- Brief: Retype the stretch of lines that starts at the line containing "Clone this screenshot" and ends at the line containing "type Row = [string, string, string, string, boolean];", inclusive. Do not include pictures.

- Recorded data:
[start]

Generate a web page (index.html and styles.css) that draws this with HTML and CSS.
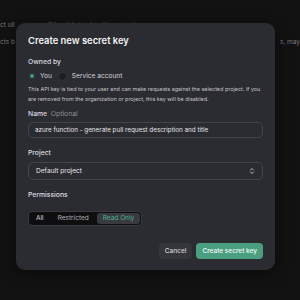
FILE: index.html
```html
<!DOCTYPE html>
<html lang="en">
<head>
  <meta charset="UTF-8" />
  <title>Create new secret key</title>
  <link rel="stylesheet" href="styles.css">
</head>
<body>
  <div class="backdrop">
    <div class="bg-line first">
      <span>ct ull</span>
      <span class="bg-mid">will be able to view the project</span>
    </div>
    <div class="bg-line">
      <span>cts b</span>
      <span>s, may</span>
    </div>
  </div>

  <div class="modal">
    <h2 class="modal-title">Create new secret key</h2>

    <div class="label">Owned by</div>
    <div class="radios">
      <label class="radio"><span class="dot checked"></span>You</label>
      <label class="radio"><span class="dot"></span>Service account</label>
    </div>
    <p class="hint">This API key is tied to your user and can make requests against the selected project. If you are removed from the organization or project, this key will be disabled.</p>

    <div class="label tight">Name <span class="muted">Optional</span></div>
    <div class="field">azure function - generate pull request description and title</div>

    <div class="label spaced">Project</div>
    <div class="field select">
      Default project
      <svg width="6" height="8" viewBox="0 0 6 8">
        <path d="M1.5 3 L3 1.5 L4.5 3 M1.5 5 L3 6.5 L4.5 5" fill="none" stroke="#c8c8cc" stroke-width="0.9" stroke-linecap="round" stroke-linejoin="round"/>
      </svg>
    </div>

    <div class="label spaced">Permissions</div>
    <div class="segments">
      <span class="seg">All</span>
      <span class="seg">Restricted</span>
      <span class="seg active">Read Only</span>
    </div>

    <div class="actions">
      <button class="btn cancel">Cancel</button>
      <button class="btn primary">Create secret key</button>
    </div>
  </div>
</body>
</html>
```

FILE: styles.css
```css
body {
  margin: 0;
  width: 300px;
  height: 300px;
  overflow: hidden;
  background-color: #121213;
  font-family: "Inter", "Noto Sans", sans-serif;
  color: #ececf1;
  position: relative;
}

.backdrop {
  padding-top: 21px;
}

.bg-line {
  display: flex;
  justify-content: space-between;
  margin-bottom: 9px;
  font-size: 6.5px;
  line-height: 8px;
  color: #7c7c80;
  white-space: nowrap;
}

.bg-line.first {
  justify-content: flex-start;
  gap: 28px;
}

.modal {
  position: absolute;
  top: 23px;
  left: 16px;
  width: 235px;
  padding: 12px 12px 11px 12px;
  background-color: #2b2c31;
  border-radius: 9px;
  box-shadow: 0 4px 18px rgba(0, 0, 0, 0.45);
}

.modal-title {
  margin: 0 0 10px 0;
  font-size: 9.4px;
  font-weight: 600;
  line-height: 12px;
  color: #f2f2f4;
}

.label {
  font-size: 6.8px;
  font-weight: 500;
  line-height: 10px;
  color: #dcdce0;
  margin-bottom: 4px;
}

.label.tight {
  margin-bottom: 3px;
}

.label.spaced {
  margin-top: 10px;
}

.muted {
  color: #8d8e94;
  font-weight: 400;
  margin-left: 2px;
}

.radios {
  display: flex;
  gap: 6px;
  align-items: center;
  margin-bottom: 3px;
}

.radio {
  display: flex;
  align-items: center;
  gap: 5px;
  font-size: 6.6px;
  line-height: 10px;
  color: #d4d4d8;
}

.dot {
  width: 7px;
  height: 7px;
  border-radius: 50%;
  background-color: #1c1d20;
  border: 1px solid #34353a;
}

.dot.checked {
  background-color: #4aa383;
  border: 1.5px solid #1c1d20;
  box-shadow: 0 0 0 0.5px #3a3b40;
  width: 4px;
  height: 4px;
  margin-left: 1px;
}

.hint {
  margin: 0 0 5px 0;
  font-size: 5.45px;
  line-height: 10px;
  color: #c4c4c9;
}

.field {
  box-sizing: border-box;
  height: 16px;
  border: 1px solid #44454b;
  border-radius: 5px;
  padding: 0 6px;
  font-size: 6.3px;
  color: #e6e6ea;
  display: flex;
  align-items: center;
  justify-content: space-between;
}

.field.select {
  height: 18px;
  font-size: 6.6px;
  padding: 0 7px;
}

.segments {
  display: inline-flex;
  align-items: center;
  box-sizing: border-box;
  height: 15px;
  background-color: #0e0e10;
  border: 1px solid #3a3b40;
  border-radius: 4px;
  padding: 1px;
  gap: 2px;
}

.seg {
  font-size: 6.5px;
  line-height: 11px;
  padding: 0 6px;
  color: #b4b4ba;
  border-radius: 3px;
}

.seg:first-child {
  color: #d8d8dc;
}

.seg.active {
  background-color: #393a40;
  color: #4fb08b;
}

.actions {
  display: flex;
  justify-content: flex-end;
  gap: 4px;
  margin-top: 17px;
}

.btn {
  font-family: inherit;
  font-size: 6.5px;
  font-weight: 500;
  height: 16px;
  padding: 0 6px;
  border: none;
  border-radius: 4px;
  cursor: pointer;
}

.cancel {
  background-color: #35363c;
  color: #d4d4d8;
}

.primary {
  background-color: #4a9f80;
  color: #f4fbf8;
}
```
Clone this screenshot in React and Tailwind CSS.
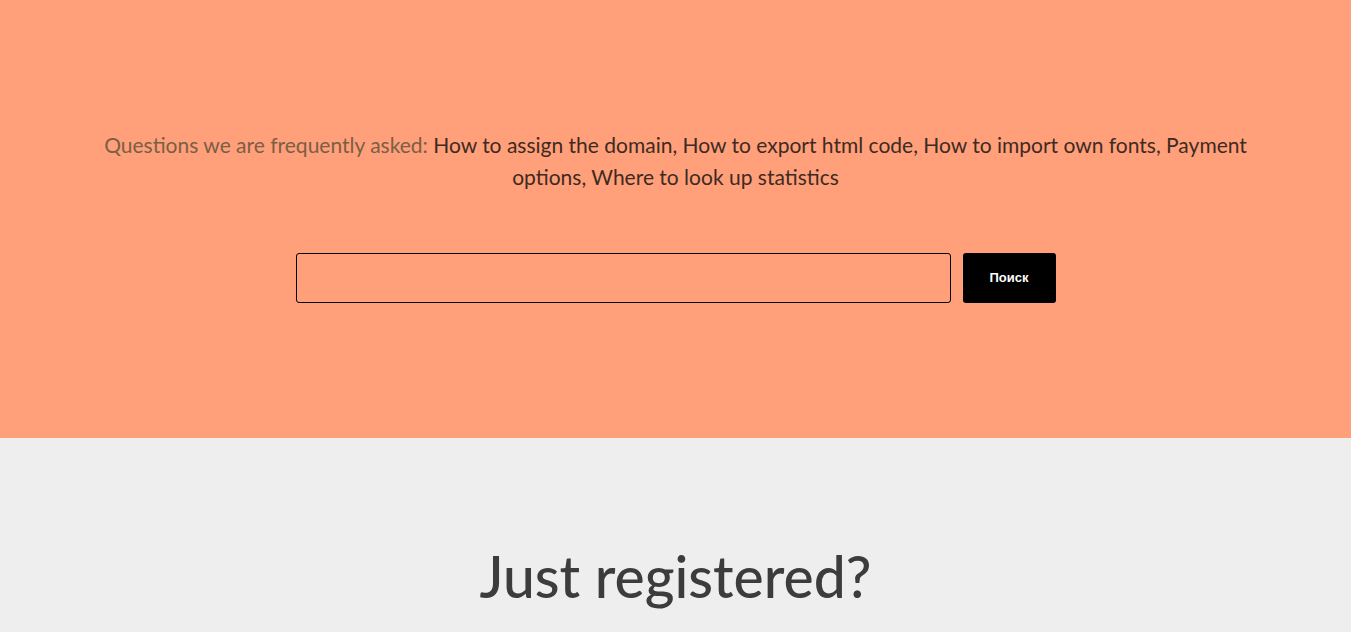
export default function App() {
  return (
    <div className="min-h-screen bg-[#eeeeee] font-['Lato',sans-serif]">
      <section className="bg-[#ffa07a] pt-[129px] pb-[135px]">
        <p className="mx-auto max-w-[1184px] px-4 text-center text-[21px] leading-[32px] text-[#3e2a22]">
          <span className="text-[#7b5e45]">Questions we are frequently asked: </span>
          How to assign the domain, How to export html code, How to import own fonts, Payment options, Where to look up statistics
        </p>
        <form className="mt-[60px] flex justify-center gap-3" onSubmit={(e) => e.preventDefault()}>
          <input
            type="text"
            className="h-[50px] w-[655px] rounded-[3px] border border-black bg-transparent px-3 text-base outline-none"
          />
          <button
            type="submit"
            className="h-[50px] w-[93px] rounded-[3px] bg-black font-['Liberation_Sans',sans-serif] text-[13px] font-bold text-white"
          >
            Поиск
          </button>
        </form>
      </section>
      <section className="pt-[98px] text-center">
        <h2 className="text-[57px] font-medium leading-[80px] text-[#3c3c3c]">Just registered?</h2>
      </section>
    </div>
  );
}
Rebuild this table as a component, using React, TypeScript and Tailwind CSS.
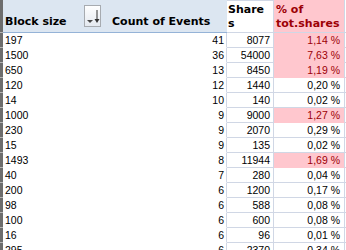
import React from "react";

type Row = [string, string, string, string, boolean];

const rows: Row[] = [
  ["197", "41", "8077", "1,14 %", true],
  ["1500", "36", "54000", "7,63 %", true],
  ["650", "13", "8450", "1,19 %", true],
  ["120", "12", "1440", "0,20 %", false],
  ["14", "10", "140", "0,02 %", false],
  ["1000", "9", "9000", "1,27 %", true],
  ["230", "9", "2070", "0,29 %", false],
  ["15", "9", "135", "0,02 %", false],
  ["1493", "8", "11944", "1,69 %", true],
  ["40", "7", "280", "0,04 %", false],
  ["200", "6", "1200", "0,17 %", false],
  ["98", "6", "588", "0,08 %", false],
  ["100", "6", "600", "0,08 %", false],
  ["16", "6", "96", "0,01 %", false],
  ["295", "6", "2370", "0,34 %", false],
];

function FilterButton() {
  return (
    <svg width="17" height="22" viewBox="0 0 17 22" className="mt-[5px] shrink-0">
      <defs>
        <linearGradient id="fb" x1="0" y1="0" x2="0" y2="1">
          <stop offset="0" stopColor="#ffffff" />
          <stop offset="1" stopColor="#e4e9f0" />
        </linearGradient>
      </defs>
      <rect x="0.5" y="0.5" width="16" height="21" fill="url(#fb)" stroke="#a7abb0" />
      <path d="M3 15h6l-3 3z" fill="#4a4a4a" />
      <path d="M13 5v11" stroke="#333" strokeWidth="1" />
      <path d="M10.5 14h5l-2.5 4z" fill="#333" />
    </svg>
  );
}

export default function App() {
  const head = "font-['DejaVu_Sans',sans-serif] font-bold text-[11px] leading-[14px]";
  const cell = "font-['Liberation_Sans',Arial,sans-serif] text-[10.5px] leading-[14px]";

  return (
    <div className="w-[346px] h-[250px] overflow-hidden bg-white">
      {/* Header */}
      <div className="flex h-[33px]">
        <div className="w-[3px] bg-[#6d6d6d] border-b border-[#b5b5b5]" />
        <div className="w-[224px] flex bg-[#dce6f1] border-b border-[#95b3d7]">
          <div className="w-[105px] flex justify-between pr-[6px] border-r border-transparent">
            <div className={`${head} self-end pl-[2px] pb-[3px] text-black`}>Block size</div>
            <FilterButton />
          </div>
          <div className={`${head} flex-1 self-end pl-[4px] pb-[3px] text-black`}>
            Count of Events
          </div>
        </div>
        <div className="w-[47px] flex flex-col justify-end bg-white border-t border-r border-b border-[#d0d7e5] pl-[1px] pb-[1px]">
          <div className={`${head} text-black`}>Share</div>
          <div className={`${head} text-black`}>s</div>
        </div>
        <div className="w-[71px] flex flex-col justify-end bg-[#ffc7ce] border-r border-b border-[#d0d7e5] pl-[2px] pb-[1px]">
          <div className={`${head} text-[#9c0006]`}>% of</div>
          <div className={`${head} text-[#9c0006]`}>tot.shares</div>
        </div>
        <div className="flex-1 border-b border-[#d0d7e5]" />
      </div>

      {/* Data rows */}
      {rows.map(([size, count, shares, pct, hot], i) => (
        <div key={i} className="flex h-[15px]">
          <div className="w-[3px] bg-[#6d6d6d] border-b border-[#b5b5b5]" />
          <div className={`${cell} w-[224px] flex justify-between border-r border-b border-r-[#d0d7e5] border-b-transparent text-black`}>
            <span className="pl-[2px]">{size}</span>
            <span className="pr-[2px]">{count}</span>
          </div>
          <div className={`${cell} w-[47px] text-right pr-[3px] border-r border-b border-[#d0d7e5] text-black`}>
            {shares}
          </div>
          <div
            className={`${cell} w-[71px] text-right pr-[4px] border-r border-b border-r-[#d0d7e5] ${
              hot ? "bg-[#ffc7ce] border-b-[#ffc7ce] text-[#9c0006]" : "border-b-[#d0d7e5] text-black"
            }`}
          >
            {pct}
          </div>
          <div className="flex-1 border-b border-[#d0d7e5]" />
        </div>
      ))}
    </div>
  );
}
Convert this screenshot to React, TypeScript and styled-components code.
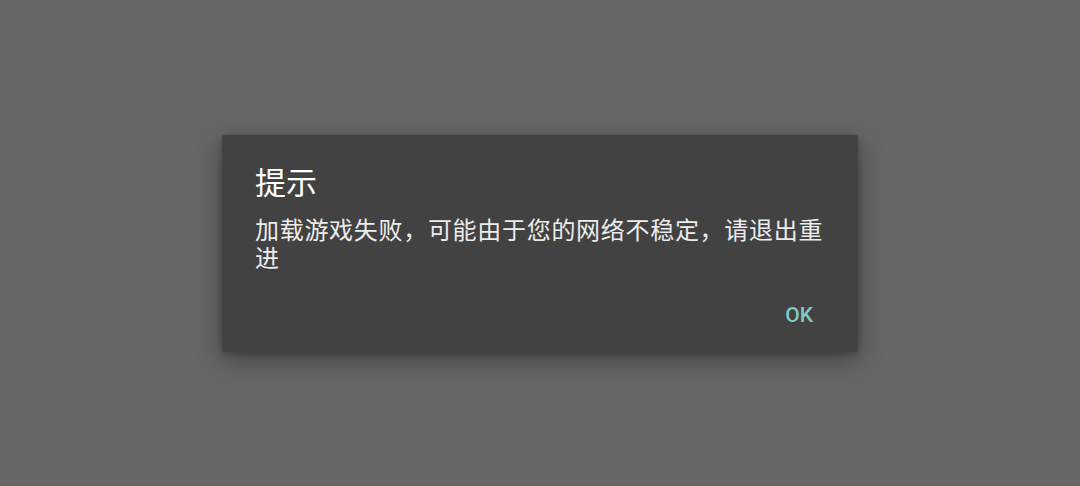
import React from 'react';
import styled, { createGlobalStyle } from 'styled-components';

const GlobalStyle = createGlobalStyle`
  html, body {
    margin: 0;
    padding: 0;
    height: 100%;
    background: #666666;
  }
  #root {
    height: 100%;
  }
`;

const Screen = styled.div`
  width: 1080px;
  height: 486px;
  display: flex;
  align-items: center;
  justify-content: center;
  background: #666666;
  font-family: 'Noto Sans', 'Noto Sans CJK SC', sans-serif;
`;

const Dialog = styled.div`
  width: 636px;
  height: 217px;
  box-sizing: border-box;
  padding: 29px 33px 19px 33px;
  background: #424242;
  border-radius: 2px;
  box-shadow: 0 8px 24px rgba(0, 0, 0, 0.35), 0 2px 6px rgba(0, 0, 0, 0.2);
  display: flex;
  flex-direction: column;
`;

const Title = styled.div`
  font-size: 31px;
  line-height: 36px;
  font-weight: 400;
  color: #ffffff;
`;

const Message = styled.div`
  margin-top: 16px;
  font-size: 24px;
  line-height: 28px;
  letter-spacing: 0.7px;
  color: #ececec;
`;

const Actions = styled.div`
  margin-top: auto;
  display: flex;
  justify-content: flex-end;
`;

const Button = styled.button`
  height: 36px;
  padding: 0 12px;
  border: none;
  background: transparent;
  color: #80cbc4;
  font-family: 'Roboto', 'Noto Sans', sans-serif;
  font-size: 21px;
  font-weight: 500;
  cursor: pointer;
`;

export default function App() {
  return (
    <>
      <GlobalStyle />
      <Screen>
        <Dialog>
          <Title>提示</Title>
          <Message>加载游戏失败，可能由于您的网络不稳定，请退出重进</Message>
          <Actions>
            <Button>OK</Button>
          </Actions>
        </Dialog>
      </Screen>
    </>
  );
}
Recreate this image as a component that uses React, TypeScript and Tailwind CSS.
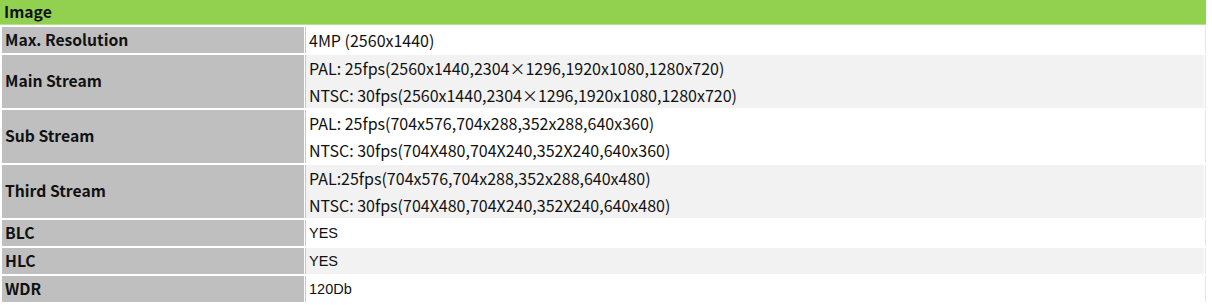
type Row = {
  label: string;
  values: string[];
  alt: boolean;
  arial?: boolean;
};

const rows: Row[] = [
  { label: 'Max. Resolution', values: ['4MP (2560x1440)'], alt: false },
  {
    label: 'Main Stream',
    values: [
      'PAL: 25fps(2560x1440,2304×1296,1920x1080,1280x720)',
      'NTSC: 30fps(2560x1440,2304×1296,1920x1080,1280x720)',
    ],
    alt: true,
  },
  {
    label: 'Sub Stream',
    values: ['PAL: 25fps(704x576,704x288,352x288,640x360)', 'NTSC: 30fps(704X480,704X240,352X240,640x360)'],
    alt: false,
  },
  {
    label: 'Third Stream',
    values: ['PAL:25fps(704x576,704x288,352x288,640x480)', 'NTSC: 30fps(704X480,704X240,352X240,640x480)'],
    alt: true,
  },
  { label: 'BLC', values: ['YES'], alt: false, arial: true },
  { label: 'HLC', values: ['YES'], alt: true, arial: true },
  { label: 'WDR', values: ['120Db'], alt: false, arial: true },
];

function SpecRow({ row }: { row: Row }) {
  const tall = row.values.length > 1;
  return (
    <div className={`mt-[2px] flex ${tall ? 'h-[53px]' : 'h-[26px]'}`}>
      <div className="ml-[2px] flex w-[302px] items-center bg-[#bfbfbf] pb-[1px] pl-[3px] text-[15.7px] font-bold text-[#111]">
        {row.label}
      </div>
      <div className="ml-[1px] w-[1px] bg-[#c9c9c9]" />
      <div
        className={`flex w-[898px] flex-col justify-center pl-[3px] text-[#111] ${
          row.alt ? 'bg-[#f2f2f2]' : 'bg-white'
        } ${row.arial ? "pt-[2px] font-['Liberation_Sans',Arial,sans-serif] text-[14.5px]" : 'text-[16px]'}`}
      >
        {row.values.map((v) => (
          <div key={v} className={tall ? 'flex h-[26.5px] items-center' : ''}>
            {v}
          </div>
        ))}
      </div>
      <div className="ml-[1px] w-[1px] bg-[#e6e6e6]" />
    </div>
  );
}

export default function App() {
  return (
    <div className="h-[305px] w-[1212px] bg-white font-['Noto_Sans_CJK_SC',sans-serif]">
      <div className="w-[1206px]">
        <div className="flex h-[25px] items-center border-b border-[#b8e08c] bg-[#92d050] pb-[1px] pl-[4px] text-[15.7px] font-bold text-[#111]">
          Image
        </div>
        {rows.map((r) => (
          <SpecRow key={r.label} row={r} />
        ))}
      </div>
    </div>
  );
}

[end]

- Output for this task:
Clone this screenshot in React and Tailwind CSS.
export default function App() {
  return (
    <div className="min-h-screen bg-[#eeeeee] font-['Lato',sans-serif]">
      <section className="bg-[#ffa07a] pt-[129px] pb-[135px]">
        <p className="mx-auto max-w-[1184px] px-4 text-center text-[21px] leading-[32px] text-[#3e2a22]">
          <span className="text-[#7b5e45]">Questions we are frequently asked: </span>
          How to assign the domain, How to export html code, How to import own fonts, Payment options, Where to look up statistics
        </p>
        <form className="mt-[60px] flex justify-center gap-3" onSubmit={(e) => e.preventDefault()}>
          <input
            type="text"
            className="h-[50px] w-[655px] rounded-[3px] border border-black bg-transparent px-3 text-base outline-none"
          />
          <button
            type="submit"
            className="h-[50px] w-[93px] rounded-[3px] bg-black font-['Liberation_Sans',sans-serif] text-[13px] font-bold text-white"
          >
            Поиск
          </button>
        </form>
      </section>
      <section className="pt-[98px] text-center">
        <h2 className="text-[57px] font-medium leading-[80px] text-[#3c3c3c]">Just registered?</h2>
      </section>
    </div>
  );
}
Rebuild this table as a component, using React, TypeScript and Tailwind CSS.
import React from "react";

type Row = [string, string, string, string, boolean];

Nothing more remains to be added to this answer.